### TASK BRIEF
Which lines contain the string "this"? Please list every one of them.

— Begin INPUT ROWS —

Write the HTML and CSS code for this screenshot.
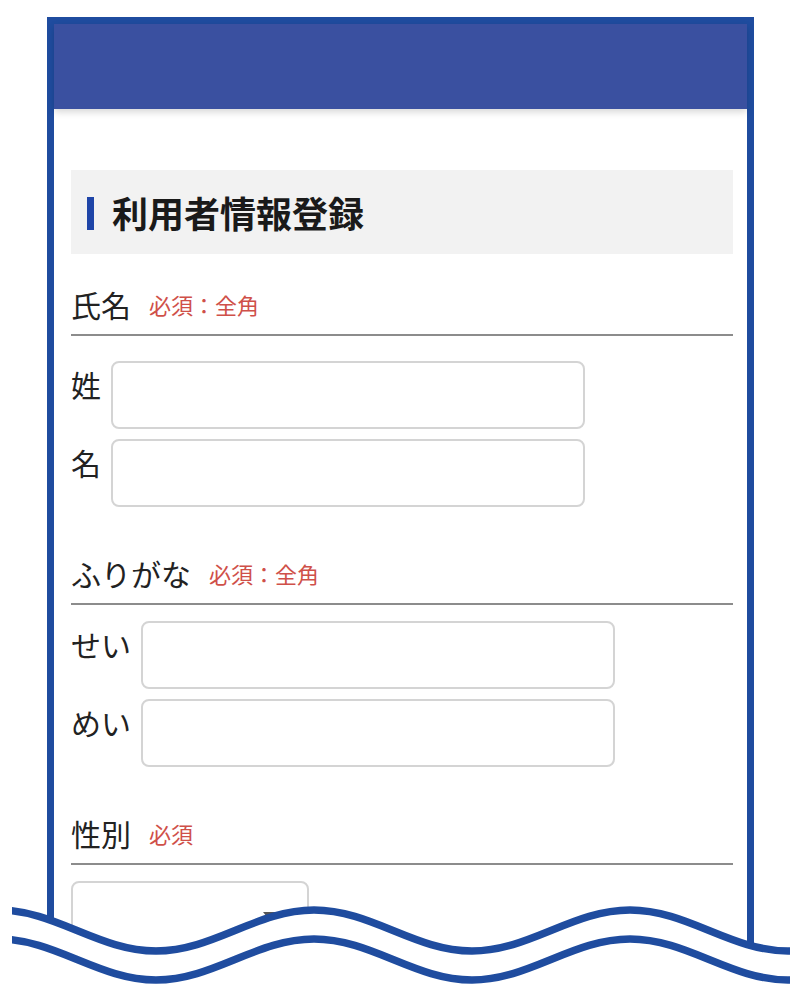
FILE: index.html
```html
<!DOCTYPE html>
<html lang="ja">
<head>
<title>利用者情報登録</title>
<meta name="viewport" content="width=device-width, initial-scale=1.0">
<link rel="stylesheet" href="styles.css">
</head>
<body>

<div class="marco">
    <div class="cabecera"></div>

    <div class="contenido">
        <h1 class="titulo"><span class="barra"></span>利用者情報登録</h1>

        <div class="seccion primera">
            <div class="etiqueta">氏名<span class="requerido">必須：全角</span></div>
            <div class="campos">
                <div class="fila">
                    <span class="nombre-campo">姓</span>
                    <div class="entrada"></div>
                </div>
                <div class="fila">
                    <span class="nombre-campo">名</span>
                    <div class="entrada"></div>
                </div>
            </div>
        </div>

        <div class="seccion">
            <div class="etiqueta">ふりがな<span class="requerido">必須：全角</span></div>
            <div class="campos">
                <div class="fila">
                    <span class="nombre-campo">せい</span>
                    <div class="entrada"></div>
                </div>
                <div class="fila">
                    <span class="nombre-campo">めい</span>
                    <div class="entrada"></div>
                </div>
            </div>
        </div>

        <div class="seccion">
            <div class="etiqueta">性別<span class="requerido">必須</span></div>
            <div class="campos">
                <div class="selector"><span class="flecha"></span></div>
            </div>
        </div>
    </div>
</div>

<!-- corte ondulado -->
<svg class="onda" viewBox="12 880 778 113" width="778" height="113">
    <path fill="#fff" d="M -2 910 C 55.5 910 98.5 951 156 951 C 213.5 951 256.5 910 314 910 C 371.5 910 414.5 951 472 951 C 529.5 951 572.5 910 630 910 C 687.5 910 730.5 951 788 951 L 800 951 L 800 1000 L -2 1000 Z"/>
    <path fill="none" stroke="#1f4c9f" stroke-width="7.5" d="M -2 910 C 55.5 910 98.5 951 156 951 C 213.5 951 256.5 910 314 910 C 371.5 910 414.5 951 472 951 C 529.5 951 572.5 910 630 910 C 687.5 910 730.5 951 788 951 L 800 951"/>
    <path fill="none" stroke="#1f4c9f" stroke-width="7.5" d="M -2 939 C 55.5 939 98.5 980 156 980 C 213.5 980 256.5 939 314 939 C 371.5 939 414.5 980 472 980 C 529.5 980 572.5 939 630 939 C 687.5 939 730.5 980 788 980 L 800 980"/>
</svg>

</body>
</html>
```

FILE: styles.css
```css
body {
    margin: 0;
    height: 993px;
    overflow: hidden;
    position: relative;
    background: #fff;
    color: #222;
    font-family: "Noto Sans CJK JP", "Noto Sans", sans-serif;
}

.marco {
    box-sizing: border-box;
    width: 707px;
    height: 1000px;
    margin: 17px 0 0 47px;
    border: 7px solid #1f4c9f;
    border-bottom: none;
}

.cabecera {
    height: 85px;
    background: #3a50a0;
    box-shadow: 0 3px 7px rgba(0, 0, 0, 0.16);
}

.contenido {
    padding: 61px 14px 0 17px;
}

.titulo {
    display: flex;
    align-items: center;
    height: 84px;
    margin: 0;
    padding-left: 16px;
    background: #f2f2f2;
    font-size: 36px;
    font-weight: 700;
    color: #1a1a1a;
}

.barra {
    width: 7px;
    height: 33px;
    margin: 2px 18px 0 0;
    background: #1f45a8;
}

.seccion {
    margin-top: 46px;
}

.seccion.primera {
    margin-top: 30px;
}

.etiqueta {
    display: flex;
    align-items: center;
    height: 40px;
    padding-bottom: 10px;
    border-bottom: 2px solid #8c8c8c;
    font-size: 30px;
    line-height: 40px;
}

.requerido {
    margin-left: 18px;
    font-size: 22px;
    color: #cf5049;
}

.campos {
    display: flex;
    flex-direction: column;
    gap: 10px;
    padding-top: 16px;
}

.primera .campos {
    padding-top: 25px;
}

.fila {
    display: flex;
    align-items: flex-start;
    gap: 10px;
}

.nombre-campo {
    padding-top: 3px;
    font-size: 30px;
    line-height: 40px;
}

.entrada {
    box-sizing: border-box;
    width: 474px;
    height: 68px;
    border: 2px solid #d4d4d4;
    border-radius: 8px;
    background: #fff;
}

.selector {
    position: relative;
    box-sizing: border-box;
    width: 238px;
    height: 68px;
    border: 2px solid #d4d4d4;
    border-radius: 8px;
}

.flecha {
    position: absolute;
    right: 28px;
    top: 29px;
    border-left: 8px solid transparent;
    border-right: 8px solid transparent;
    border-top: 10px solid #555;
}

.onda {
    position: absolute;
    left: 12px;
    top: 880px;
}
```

— End INPUT ROWS —
— Begin INPUT ROWS —

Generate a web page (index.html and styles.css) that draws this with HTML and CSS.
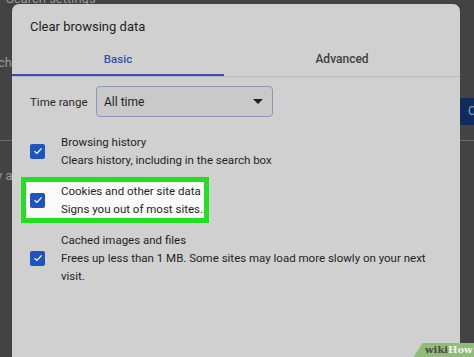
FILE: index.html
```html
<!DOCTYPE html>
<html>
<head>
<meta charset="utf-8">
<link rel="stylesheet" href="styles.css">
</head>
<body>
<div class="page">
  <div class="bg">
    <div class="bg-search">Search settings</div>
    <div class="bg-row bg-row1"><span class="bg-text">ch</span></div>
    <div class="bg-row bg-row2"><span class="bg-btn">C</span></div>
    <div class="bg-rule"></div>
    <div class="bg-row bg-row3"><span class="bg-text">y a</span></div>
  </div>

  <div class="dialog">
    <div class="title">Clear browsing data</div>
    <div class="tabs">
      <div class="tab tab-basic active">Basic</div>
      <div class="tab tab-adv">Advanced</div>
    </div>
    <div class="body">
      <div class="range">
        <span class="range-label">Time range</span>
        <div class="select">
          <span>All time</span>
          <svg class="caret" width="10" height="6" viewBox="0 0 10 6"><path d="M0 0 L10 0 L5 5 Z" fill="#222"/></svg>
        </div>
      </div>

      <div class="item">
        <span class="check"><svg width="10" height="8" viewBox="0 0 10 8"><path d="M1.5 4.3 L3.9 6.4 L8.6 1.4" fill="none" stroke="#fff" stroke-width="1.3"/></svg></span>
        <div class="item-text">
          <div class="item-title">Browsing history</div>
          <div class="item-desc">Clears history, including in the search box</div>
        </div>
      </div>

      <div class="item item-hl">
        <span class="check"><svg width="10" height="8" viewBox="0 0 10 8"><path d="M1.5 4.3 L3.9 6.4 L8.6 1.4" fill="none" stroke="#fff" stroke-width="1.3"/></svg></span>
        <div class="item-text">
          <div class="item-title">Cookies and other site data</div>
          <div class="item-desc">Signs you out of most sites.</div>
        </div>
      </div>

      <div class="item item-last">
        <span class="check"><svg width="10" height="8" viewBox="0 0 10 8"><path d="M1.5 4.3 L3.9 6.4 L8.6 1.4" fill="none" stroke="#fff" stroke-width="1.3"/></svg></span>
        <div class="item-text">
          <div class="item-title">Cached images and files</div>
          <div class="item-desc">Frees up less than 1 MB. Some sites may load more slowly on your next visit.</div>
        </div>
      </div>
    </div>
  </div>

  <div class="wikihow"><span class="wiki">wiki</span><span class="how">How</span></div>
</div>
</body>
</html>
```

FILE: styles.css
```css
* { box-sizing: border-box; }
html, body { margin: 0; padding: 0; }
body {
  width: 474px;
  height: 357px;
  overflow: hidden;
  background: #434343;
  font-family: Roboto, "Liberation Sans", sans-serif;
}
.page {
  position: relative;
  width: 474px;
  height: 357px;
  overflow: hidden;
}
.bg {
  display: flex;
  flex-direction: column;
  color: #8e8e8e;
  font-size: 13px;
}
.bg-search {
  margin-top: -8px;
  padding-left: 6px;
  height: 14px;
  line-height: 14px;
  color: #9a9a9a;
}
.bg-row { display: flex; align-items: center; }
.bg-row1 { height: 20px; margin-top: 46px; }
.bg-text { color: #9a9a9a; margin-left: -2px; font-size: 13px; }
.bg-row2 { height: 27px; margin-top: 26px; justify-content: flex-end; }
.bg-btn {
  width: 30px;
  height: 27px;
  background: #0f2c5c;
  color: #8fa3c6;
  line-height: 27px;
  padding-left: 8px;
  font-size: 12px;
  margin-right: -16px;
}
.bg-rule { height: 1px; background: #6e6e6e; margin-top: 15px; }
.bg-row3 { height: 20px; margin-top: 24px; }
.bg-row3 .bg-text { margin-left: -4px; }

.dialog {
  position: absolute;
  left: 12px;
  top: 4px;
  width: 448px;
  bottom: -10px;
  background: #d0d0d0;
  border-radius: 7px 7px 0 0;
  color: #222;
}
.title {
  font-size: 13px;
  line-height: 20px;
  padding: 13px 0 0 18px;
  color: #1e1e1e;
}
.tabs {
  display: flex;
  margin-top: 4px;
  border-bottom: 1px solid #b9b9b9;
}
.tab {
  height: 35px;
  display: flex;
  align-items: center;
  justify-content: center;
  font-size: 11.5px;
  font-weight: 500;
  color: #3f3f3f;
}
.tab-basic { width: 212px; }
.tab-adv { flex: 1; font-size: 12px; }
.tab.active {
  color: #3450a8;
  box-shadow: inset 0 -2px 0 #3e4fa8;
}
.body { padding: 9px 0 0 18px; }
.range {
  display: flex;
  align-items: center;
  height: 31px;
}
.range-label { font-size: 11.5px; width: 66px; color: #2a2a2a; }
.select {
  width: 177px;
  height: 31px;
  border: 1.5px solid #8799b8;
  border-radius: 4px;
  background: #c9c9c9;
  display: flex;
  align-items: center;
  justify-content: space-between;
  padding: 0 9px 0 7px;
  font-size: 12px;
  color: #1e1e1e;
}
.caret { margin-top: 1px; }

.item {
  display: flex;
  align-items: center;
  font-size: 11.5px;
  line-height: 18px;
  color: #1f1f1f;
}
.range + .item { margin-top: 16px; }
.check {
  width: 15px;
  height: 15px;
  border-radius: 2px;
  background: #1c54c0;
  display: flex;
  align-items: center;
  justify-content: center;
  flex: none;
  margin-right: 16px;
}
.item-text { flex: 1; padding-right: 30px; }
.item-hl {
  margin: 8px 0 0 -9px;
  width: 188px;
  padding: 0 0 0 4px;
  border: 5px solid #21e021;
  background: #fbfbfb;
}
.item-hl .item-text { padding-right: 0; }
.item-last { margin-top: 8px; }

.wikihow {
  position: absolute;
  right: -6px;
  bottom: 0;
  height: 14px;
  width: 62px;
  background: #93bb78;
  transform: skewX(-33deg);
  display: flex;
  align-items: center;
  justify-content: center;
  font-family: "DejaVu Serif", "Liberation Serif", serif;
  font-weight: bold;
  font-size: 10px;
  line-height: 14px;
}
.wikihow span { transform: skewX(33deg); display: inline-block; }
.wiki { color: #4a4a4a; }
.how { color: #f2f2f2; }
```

— End INPUT ROWS —

### ANSWER TO THE PROBLEM
Write the HTML and CSS code for this screenshot.
Generate a web page (index.html and styles.css) that draws this with HTML and CSS.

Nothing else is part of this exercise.